What you are asked to do. Find the lines with the string "document" and return them.
-------- Records supplied
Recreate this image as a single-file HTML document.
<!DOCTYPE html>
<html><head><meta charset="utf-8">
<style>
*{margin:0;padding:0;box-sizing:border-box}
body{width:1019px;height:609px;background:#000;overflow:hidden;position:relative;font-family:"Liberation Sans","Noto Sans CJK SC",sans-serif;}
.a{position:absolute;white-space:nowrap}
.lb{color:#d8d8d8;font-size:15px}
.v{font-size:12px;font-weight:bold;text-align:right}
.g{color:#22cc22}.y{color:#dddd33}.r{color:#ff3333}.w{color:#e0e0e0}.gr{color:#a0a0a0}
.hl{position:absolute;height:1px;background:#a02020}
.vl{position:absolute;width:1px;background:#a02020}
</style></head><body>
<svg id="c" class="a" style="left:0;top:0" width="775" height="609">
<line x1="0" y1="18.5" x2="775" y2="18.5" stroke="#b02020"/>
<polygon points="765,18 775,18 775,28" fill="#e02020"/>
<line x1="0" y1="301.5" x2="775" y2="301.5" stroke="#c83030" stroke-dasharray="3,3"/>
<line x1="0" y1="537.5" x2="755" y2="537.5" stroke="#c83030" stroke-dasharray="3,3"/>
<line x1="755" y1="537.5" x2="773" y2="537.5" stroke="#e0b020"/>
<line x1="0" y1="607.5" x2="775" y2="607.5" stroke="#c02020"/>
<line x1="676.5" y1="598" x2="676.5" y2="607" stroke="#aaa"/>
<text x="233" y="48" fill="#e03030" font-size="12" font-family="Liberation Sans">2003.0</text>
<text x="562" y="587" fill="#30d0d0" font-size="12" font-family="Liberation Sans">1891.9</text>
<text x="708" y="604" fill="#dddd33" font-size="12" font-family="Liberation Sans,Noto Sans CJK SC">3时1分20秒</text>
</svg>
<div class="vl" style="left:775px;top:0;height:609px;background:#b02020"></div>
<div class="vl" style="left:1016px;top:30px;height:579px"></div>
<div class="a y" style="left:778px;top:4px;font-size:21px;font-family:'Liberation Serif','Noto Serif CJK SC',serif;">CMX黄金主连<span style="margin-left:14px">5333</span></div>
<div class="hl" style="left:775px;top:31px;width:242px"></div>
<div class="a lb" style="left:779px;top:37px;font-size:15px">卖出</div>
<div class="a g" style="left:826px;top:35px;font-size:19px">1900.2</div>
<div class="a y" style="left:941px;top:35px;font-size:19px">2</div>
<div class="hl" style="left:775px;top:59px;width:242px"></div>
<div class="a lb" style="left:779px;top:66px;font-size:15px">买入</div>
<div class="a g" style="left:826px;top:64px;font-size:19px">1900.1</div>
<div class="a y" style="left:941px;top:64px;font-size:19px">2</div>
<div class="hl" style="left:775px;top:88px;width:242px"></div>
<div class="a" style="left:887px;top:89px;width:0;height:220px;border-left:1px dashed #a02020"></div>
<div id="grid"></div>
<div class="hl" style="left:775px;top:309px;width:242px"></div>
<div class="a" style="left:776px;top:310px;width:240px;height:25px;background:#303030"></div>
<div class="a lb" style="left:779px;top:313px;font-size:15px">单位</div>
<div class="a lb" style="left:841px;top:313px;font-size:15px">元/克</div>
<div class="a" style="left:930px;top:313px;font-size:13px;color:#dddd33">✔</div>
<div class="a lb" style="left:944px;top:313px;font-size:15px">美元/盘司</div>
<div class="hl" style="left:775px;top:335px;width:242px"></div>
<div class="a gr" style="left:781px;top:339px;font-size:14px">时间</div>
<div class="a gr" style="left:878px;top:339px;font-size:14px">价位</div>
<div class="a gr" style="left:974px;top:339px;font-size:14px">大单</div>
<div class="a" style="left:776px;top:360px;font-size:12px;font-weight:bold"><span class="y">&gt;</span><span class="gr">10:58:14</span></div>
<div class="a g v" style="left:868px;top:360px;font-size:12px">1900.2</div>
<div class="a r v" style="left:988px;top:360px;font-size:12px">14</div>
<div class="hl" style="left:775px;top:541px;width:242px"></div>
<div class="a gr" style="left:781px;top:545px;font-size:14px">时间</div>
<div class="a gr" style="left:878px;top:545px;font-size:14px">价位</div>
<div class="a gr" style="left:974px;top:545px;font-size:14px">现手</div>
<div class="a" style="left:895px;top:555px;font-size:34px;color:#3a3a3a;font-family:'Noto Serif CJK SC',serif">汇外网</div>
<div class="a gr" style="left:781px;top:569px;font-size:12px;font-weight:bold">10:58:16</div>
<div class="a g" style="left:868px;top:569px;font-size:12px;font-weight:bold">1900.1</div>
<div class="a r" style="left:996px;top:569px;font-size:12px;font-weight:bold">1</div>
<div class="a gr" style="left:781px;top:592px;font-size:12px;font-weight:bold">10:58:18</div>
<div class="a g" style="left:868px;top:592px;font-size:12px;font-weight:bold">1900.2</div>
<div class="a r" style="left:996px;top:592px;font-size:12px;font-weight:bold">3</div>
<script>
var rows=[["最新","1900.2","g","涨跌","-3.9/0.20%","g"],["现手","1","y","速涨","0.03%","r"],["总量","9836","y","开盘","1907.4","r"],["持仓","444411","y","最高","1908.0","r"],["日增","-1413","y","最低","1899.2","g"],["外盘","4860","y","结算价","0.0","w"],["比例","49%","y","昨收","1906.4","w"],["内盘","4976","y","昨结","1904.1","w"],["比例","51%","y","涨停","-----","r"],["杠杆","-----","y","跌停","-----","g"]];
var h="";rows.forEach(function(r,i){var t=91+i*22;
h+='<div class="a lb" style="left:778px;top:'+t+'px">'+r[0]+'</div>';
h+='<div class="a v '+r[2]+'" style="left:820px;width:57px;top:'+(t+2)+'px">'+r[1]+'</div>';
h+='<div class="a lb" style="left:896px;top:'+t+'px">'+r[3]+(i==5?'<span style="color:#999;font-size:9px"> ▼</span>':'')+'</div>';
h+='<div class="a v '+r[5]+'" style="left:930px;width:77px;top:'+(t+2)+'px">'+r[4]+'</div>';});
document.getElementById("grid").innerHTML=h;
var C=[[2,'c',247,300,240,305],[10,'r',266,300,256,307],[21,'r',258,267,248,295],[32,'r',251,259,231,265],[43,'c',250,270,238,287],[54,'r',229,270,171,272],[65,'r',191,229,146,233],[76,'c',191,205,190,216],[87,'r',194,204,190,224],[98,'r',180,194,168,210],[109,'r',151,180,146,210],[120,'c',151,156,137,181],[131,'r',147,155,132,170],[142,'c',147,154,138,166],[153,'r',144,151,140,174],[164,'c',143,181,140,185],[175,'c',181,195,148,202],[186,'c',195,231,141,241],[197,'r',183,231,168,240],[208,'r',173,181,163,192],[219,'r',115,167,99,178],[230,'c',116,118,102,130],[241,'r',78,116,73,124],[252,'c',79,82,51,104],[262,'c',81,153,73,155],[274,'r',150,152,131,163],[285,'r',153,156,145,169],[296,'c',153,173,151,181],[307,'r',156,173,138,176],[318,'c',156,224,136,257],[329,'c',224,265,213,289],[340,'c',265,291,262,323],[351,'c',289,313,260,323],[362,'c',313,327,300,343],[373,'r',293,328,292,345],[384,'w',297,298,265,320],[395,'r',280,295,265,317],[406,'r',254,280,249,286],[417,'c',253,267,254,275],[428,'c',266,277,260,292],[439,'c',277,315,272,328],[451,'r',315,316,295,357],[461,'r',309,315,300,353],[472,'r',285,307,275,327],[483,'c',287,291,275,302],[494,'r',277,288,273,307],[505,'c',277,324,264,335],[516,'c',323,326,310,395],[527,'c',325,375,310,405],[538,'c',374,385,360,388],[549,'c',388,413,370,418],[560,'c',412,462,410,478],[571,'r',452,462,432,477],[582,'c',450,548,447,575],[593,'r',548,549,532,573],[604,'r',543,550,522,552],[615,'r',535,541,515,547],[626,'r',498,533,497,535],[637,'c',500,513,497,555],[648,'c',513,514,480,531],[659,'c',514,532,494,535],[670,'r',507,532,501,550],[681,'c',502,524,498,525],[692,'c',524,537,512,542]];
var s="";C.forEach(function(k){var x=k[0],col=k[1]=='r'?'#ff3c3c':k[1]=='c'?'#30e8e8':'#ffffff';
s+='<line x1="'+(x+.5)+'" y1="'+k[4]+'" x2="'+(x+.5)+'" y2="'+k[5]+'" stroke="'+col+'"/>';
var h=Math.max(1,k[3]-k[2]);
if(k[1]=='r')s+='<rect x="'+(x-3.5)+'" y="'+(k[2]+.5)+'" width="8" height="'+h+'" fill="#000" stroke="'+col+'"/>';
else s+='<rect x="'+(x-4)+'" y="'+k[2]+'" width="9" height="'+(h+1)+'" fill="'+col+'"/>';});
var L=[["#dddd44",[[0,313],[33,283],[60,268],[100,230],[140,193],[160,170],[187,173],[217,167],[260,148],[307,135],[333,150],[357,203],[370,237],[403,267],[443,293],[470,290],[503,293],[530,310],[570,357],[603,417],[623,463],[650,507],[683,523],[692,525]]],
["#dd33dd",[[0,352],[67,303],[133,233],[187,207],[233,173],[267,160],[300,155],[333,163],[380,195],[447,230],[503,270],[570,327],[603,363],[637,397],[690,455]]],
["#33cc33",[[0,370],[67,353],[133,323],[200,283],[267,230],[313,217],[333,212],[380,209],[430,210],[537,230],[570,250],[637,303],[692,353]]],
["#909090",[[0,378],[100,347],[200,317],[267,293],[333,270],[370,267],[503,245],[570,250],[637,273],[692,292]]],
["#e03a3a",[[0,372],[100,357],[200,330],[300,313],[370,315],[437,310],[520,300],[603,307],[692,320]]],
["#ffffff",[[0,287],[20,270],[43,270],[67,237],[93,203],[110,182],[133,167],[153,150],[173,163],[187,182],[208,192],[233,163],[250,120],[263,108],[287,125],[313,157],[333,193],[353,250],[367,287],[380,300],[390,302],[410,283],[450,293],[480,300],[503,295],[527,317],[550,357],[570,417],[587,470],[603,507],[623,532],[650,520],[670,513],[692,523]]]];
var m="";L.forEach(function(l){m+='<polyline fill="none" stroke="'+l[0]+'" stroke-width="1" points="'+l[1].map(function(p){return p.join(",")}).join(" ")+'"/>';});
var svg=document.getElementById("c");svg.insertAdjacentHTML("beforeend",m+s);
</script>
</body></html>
----------------
-------- Records supplied
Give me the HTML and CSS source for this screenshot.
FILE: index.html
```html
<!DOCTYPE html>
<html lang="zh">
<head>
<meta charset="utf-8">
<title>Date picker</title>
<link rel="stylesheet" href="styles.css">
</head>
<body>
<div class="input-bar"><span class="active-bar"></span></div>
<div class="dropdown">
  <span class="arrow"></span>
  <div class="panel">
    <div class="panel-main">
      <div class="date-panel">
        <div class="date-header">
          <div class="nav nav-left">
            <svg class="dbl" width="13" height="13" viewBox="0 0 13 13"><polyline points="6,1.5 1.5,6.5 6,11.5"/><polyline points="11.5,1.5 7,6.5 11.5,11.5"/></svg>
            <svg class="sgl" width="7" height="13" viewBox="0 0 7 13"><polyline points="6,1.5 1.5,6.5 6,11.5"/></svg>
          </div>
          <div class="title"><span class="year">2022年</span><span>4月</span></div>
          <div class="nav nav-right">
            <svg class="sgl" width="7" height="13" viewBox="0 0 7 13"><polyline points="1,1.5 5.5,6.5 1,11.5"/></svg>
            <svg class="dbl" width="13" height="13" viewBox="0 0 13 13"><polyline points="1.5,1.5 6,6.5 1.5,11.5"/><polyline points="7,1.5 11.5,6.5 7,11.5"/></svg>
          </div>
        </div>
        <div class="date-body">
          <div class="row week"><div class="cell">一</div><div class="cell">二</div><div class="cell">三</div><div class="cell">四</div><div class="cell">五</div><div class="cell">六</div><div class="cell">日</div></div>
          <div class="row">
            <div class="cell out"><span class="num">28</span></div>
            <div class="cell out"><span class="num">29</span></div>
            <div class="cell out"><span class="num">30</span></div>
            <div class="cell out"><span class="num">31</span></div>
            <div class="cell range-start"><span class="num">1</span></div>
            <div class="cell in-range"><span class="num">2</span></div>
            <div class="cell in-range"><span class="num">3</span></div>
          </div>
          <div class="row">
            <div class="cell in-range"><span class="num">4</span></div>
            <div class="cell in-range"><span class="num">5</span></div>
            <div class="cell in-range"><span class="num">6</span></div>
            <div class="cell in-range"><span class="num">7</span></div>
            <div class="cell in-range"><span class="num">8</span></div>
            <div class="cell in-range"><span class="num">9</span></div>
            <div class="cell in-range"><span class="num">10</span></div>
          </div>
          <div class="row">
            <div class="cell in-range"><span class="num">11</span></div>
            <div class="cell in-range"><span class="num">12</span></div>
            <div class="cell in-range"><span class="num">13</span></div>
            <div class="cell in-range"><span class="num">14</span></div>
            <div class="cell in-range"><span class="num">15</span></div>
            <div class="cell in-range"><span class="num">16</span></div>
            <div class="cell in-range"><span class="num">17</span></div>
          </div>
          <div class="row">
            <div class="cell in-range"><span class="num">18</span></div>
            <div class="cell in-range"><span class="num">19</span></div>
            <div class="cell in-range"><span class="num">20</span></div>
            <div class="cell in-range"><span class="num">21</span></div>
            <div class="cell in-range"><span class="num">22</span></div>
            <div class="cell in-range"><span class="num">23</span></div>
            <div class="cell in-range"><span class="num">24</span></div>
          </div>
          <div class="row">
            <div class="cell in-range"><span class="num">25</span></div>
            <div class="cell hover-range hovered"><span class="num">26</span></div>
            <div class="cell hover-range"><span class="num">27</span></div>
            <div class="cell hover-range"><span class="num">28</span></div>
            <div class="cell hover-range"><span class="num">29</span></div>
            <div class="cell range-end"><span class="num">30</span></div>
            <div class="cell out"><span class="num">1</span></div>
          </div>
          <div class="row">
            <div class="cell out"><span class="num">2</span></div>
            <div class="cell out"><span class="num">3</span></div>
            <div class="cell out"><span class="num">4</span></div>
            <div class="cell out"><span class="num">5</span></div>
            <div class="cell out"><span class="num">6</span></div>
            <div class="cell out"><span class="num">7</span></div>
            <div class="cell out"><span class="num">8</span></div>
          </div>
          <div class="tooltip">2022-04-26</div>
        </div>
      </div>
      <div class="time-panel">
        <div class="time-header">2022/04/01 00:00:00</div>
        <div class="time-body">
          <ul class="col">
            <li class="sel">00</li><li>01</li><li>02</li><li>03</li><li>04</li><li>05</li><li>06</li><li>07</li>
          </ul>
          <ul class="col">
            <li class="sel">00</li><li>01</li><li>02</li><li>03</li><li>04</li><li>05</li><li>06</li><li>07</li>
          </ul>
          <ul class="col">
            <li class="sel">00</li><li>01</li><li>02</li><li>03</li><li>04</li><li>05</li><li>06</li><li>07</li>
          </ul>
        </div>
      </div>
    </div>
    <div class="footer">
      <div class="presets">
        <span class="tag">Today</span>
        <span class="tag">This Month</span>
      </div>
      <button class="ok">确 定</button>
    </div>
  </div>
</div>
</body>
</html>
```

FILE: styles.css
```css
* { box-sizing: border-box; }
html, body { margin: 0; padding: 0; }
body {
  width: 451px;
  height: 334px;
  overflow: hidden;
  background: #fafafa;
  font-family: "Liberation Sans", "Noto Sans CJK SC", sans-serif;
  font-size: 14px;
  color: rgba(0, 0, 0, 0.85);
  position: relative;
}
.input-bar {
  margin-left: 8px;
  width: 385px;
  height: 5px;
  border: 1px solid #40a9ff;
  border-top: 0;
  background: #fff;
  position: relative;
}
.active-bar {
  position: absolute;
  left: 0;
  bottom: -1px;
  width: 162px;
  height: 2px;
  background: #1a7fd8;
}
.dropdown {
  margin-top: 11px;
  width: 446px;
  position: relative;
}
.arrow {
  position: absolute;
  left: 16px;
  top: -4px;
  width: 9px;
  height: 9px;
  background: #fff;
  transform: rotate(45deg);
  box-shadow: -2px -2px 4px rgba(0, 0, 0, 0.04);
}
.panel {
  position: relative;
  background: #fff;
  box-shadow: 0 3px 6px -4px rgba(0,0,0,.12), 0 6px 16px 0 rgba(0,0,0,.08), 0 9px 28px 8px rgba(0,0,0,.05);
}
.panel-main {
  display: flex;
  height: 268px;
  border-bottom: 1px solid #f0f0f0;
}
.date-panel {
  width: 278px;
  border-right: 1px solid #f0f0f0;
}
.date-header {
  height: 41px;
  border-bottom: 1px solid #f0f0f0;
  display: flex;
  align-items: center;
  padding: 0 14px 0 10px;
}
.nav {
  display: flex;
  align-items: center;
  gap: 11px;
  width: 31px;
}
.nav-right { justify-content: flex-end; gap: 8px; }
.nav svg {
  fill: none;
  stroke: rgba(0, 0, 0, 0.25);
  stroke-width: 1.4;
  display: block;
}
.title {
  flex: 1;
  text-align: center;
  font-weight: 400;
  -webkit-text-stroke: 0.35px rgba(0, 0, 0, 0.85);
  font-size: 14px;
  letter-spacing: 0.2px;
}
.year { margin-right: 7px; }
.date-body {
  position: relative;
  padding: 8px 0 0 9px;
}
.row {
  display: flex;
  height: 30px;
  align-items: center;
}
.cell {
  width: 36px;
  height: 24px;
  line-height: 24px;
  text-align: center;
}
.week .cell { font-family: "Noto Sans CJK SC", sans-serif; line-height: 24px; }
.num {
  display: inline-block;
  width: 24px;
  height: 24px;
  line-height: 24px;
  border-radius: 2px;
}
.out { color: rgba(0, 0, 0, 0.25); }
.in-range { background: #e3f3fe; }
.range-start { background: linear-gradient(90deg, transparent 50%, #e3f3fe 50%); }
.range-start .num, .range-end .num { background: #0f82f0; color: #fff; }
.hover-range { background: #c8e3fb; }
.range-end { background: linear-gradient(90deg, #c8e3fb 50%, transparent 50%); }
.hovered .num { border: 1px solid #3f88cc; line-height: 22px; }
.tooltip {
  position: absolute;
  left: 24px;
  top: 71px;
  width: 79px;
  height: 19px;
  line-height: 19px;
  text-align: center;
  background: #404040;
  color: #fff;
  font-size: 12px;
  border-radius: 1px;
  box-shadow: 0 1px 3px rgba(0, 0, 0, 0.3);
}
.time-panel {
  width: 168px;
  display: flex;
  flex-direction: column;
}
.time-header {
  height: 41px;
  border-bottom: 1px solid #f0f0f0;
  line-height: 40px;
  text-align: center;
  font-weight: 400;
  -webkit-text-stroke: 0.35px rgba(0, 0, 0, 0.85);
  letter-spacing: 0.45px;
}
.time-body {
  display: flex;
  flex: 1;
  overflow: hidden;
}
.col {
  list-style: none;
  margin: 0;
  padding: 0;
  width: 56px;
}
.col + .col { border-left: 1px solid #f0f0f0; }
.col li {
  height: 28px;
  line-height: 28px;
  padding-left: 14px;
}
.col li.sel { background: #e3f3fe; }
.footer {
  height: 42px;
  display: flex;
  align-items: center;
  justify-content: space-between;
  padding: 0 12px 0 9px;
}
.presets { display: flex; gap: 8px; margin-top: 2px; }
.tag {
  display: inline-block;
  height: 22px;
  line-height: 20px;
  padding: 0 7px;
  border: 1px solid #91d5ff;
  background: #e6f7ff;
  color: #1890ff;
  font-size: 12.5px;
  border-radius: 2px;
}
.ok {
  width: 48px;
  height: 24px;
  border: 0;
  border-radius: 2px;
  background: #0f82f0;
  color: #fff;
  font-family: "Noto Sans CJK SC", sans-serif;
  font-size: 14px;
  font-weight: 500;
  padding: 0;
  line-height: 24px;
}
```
----------------
Response to this task.
Recreate this image as a single-file HTML document.
document.getElementById("grid").innerHTML=h;
var svg=document.getElementById("c");svg.insertAdjacentHTML("beforeend",m+s);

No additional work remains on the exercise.